33. Another objective of the public procurement rules is to open up the public procurement market for all economic operators, regardless of their size. The inclusion of small and medium‑sized enterprises (SMEs) is especially to be encouraged as SMEs are considered to form the backbone of European Union economy. The chances of SMEs to participate in tendering procedures and to be awarded public works contracts are hindered, among other factors, by the size of the contracts. Because of this, the possibility for bidders to participate in groups relying on the capacities of auxiliary undertakings is particularly important in facilitating the access to markets of SMEs. (AG in C-94/12 at paras 31 to 33, emphasis added).

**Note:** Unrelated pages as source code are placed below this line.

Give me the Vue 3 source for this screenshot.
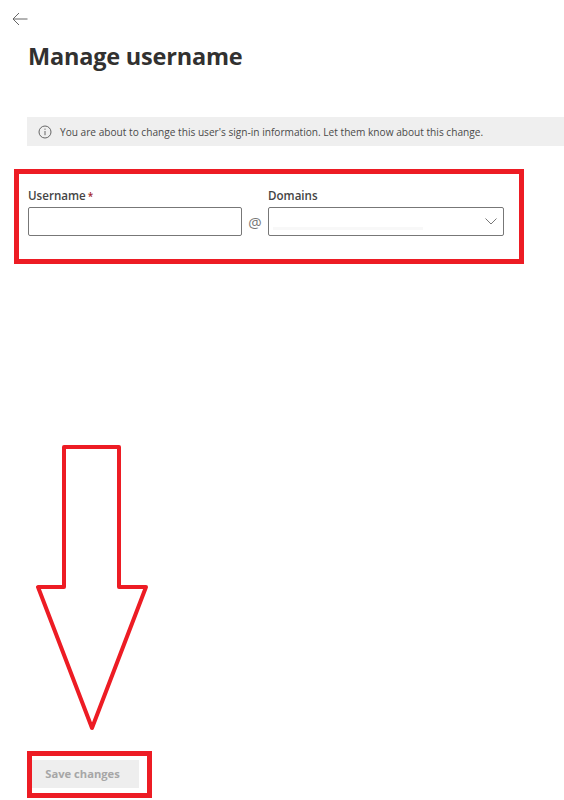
<template>
  <main class="page">
    <button class="back" aria-label="Back">
      <svg width="16" height="14" viewBox="0 0 16 14">
        <path d="M15.5 7H1M7 1 1 7l6 6" fill="none" stroke="#666" stroke-width="1" />
      </svg>
    </button>

    <h1>Manage username</h1>

    <div class="notice">
      <svg width="14" height="14" viewBox="0 0 14 14">
        <circle cx="7" cy="7" r="6" fill="none" stroke="#666" stroke-width="1" />
        <path d="M7 6v4.2M7 3.6v1.2" fill="none" stroke="#666" stroke-width="1" />
      </svg>
      <span>You are about to change this user's sign-in information. Let them know about this change.</span>
    </div>

    <form class="fields" @submit.prevent>
      <div class="field username">
        <label for="username">Username <em>*</em></label>
        <input id="username" v-model="username" type="text" />
      </div>
      <span class="at">@</span>
      <div class="field domains">
        <label for="domain">Domains</label>
        <div id="domain" class="select">
          <span class="faint"></span>
          <svg width="12" height="7" viewBox="0 0 12 7">
            <path d="M.5.5 6 6l5.5-5.5" fill="none" stroke="#777" stroke-width="1" />
          </svg>
        </div>
      </div>
    </form>

    <svg class="arrow" width="116" height="290" viewBox="0 0 116 290">
      <path
        d="M30 2H85V142H112L58 283 4 142H30Z"
        fill="none"
        stroke="#ed1c24"
        stroke-width="4"
        stroke-linejoin="round"
      />
    </svg>

    <div class="save">
      <button disabled>Save changes</button>
    </div>
  </main>
</template>

<script setup>
import { ref } from 'vue'

const username = ref('')
</script>

<style>
html,
body {
  margin: 0;
  background: #fff;
}
</style>

<style scoped>
.page {
  height: 800px;
  overflow: hidden;
  box-sizing: border-box;
  padding-top: 12px;
  font-family: "Open Sans", "Liberation Sans", sans-serif;
  color: #323130;
}

.back {
  display: block;
  margin-left: 12px;
  padding: 0;
  height: 14px;
  border: 0;
  background: none;
}

.back svg {
  display: block;
}

h1 {
  margin: 14px 0 0 28px;
  font-size: 23.5px;
  line-height: 32px;
  font-weight: 700;
  letter-spacing: -0.2px;
}

.notice {
  display: flex;
  align-items: center;
  gap: 8px;
  box-sizing: border-box;
  height: 29px;
  margin: 45px 0 0 27px;
  padding-left: 11px;
  background: #efefef;
  font-size: 10.15px;
  color: #4a4a4a;
}

.fields {
  display: flex;
  align-items: flex-end;
  box-sizing: border-box;
  width: 510px;
  height: 95px;
  margin: 23px 0 0 14px;
  padding: 13px 15px 23px 9px;
  border: 5px solid #ed1c24;
}

.field label {
  display: block;
  height: 20px;
  font-size: 11.6px;
  line-height: 18px;
  font-weight: 600;
  color: #444;
}

.field em {
  margin-left: -1px;
  color: #a4262c;
  font-size: 10px;
  font-style: normal;
}

.username {
  width: 214px;
}

.domains {
  width: 236px;
}

input,
.select {
  display: block;
  box-sizing: border-box;
  width: 100%;
  height: 29px;
  border: 1px solid #777;
  border-radius: 2px;
  background: #fff;
}

.select {
  display: flex;
  align-items: center;
  justify-content: space-between;
  padding: 0 6px 0 4px;
}

.faint {
  width: 150px;
  height: 3px;
  margin-top: 13px;
  background: #f8f8f8;
}

.at {
  width: 26px;
  height: 29px;
  line-height: 31px;
  text-align: center;
  font-size: 15px;
  color: #777;
}

.arrow {
  display: block;
  margin: 181px 0 0 34px;
}

.save {
  box-sizing: border-box;
  width: 125px;
  height: 47px;
  margin: 16px 0 0 27px;
  padding: 4px 8px 5px 0;
  border: 5px solid #ed1c24;
}

.save button {
  display: block;
  width: 107px;
  height: 28px;
  padding: 0 6px 1px 0;
  border: 0;
  background: #eee;
  color: #a6a6a6;
  font-family: inherit;
  font-size: 11.2px;
  font-weight: 700;
}
</style>
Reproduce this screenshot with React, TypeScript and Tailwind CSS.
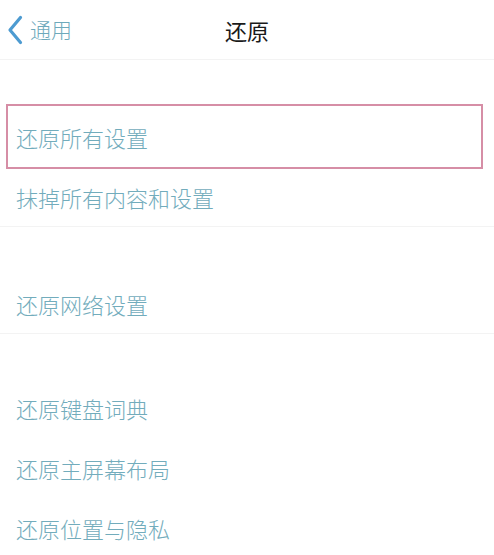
import { ReactNode } from "react";

const font = { fontFamily: '"Noto Sans CJK SC", "Noto Sans", sans-serif' };

function Row({ children, last, highlight }: { children: ReactNode; last?: boolean; highlight?: boolean }) {
  return (
    <div
      className={
        "relative flex h-[60px] items-center pl-4 text-[22px] font-light text-[#72acbc] " +
        (last ? "border-b border-[#f3f3f3]" : "")
      }
    >
      <span className="leading-none">{children}</span>
      {highlight && (
        <span className="pointer-events-none absolute left-[6px] right-[11px] top-[-3px] bottom-[-2px] border-2 border-[#d68ea6]" />
      )}
    </div>
  );
}

export default function App() {
  return (
    <div className="h-[555px] w-[494px] overflow-hidden bg-white" style={font}>
      <div className="grid h-[60px] grid-cols-[1fr_auto_1fr] items-center border-b border-[#f3f3f3]">
        <div className="flex items-center gap-[7px] pl-[7px]">
          <svg width="16" height="30" viewBox="0 0 16 30" fill="none">
            <path d="M13.5 2.5 L3 15 L13.5 27.5" stroke="#4d9bd1" strokeWidth="3.2" strokeLinecap="round" strokeLinejoin="round" />
          </svg>
          <span className="text-[21px] font-light leading-none text-[#6ea9bb]">通用</span>
        </div>
        <div className="text-[22px] leading-none text-[#1a1a1a]">还原</div>
        <div />
      </div>

      <div className="h-[47px]" />
      <Row highlight>还原所有设置</Row>
      <Row last>抹掉所有内容和设置</Row>

      <div className="h-[47px]" />
      <Row last>还原网络设置</Row>

      <div className="h-[44px]" />
      <Row>还原键盘词典</Row>
      <Row>还原主屏幕布局</Row>
      <Row>还原位置与隐私</Row>
    </div>
  );
}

These considerations rely on a conception of public procurement as a 'competition-enhancing' tool, which I personally very much favor [A Sanchez Graells, Public Procurement and the EU Competition Rules, Oxford: Hart Publishing, 2011]. However, relevant commentators such as Professor Arrowsmith continue to oppose this approach [S Arrowsmith, "The Purpose of the EU Procurement Directives: Ends, Means and the Implications for National Regulatory Space for Commercial and Horizontal Procurement Policies", in C. Barnard, M. Gehring and I. Solanke (eds.), Cambridge Yearbook of European Legal Studies (Hart Publishing, Oxford, 2011-2012), Vol. 14, pp.1-48]. Therefore, the doctrinal debate that the RTI Opinion in brings to the spotlight deserves some attention.

I think that it will be interesting to see if the CJEU expressly adopts the reasoning of AG Jääskinen in the final Judgment in the RTI case. If so, I think that the path towards the express and full recognition of the principle of competition in public procurement will continue to be paved and that there will be opportunities for further developments in the right direction.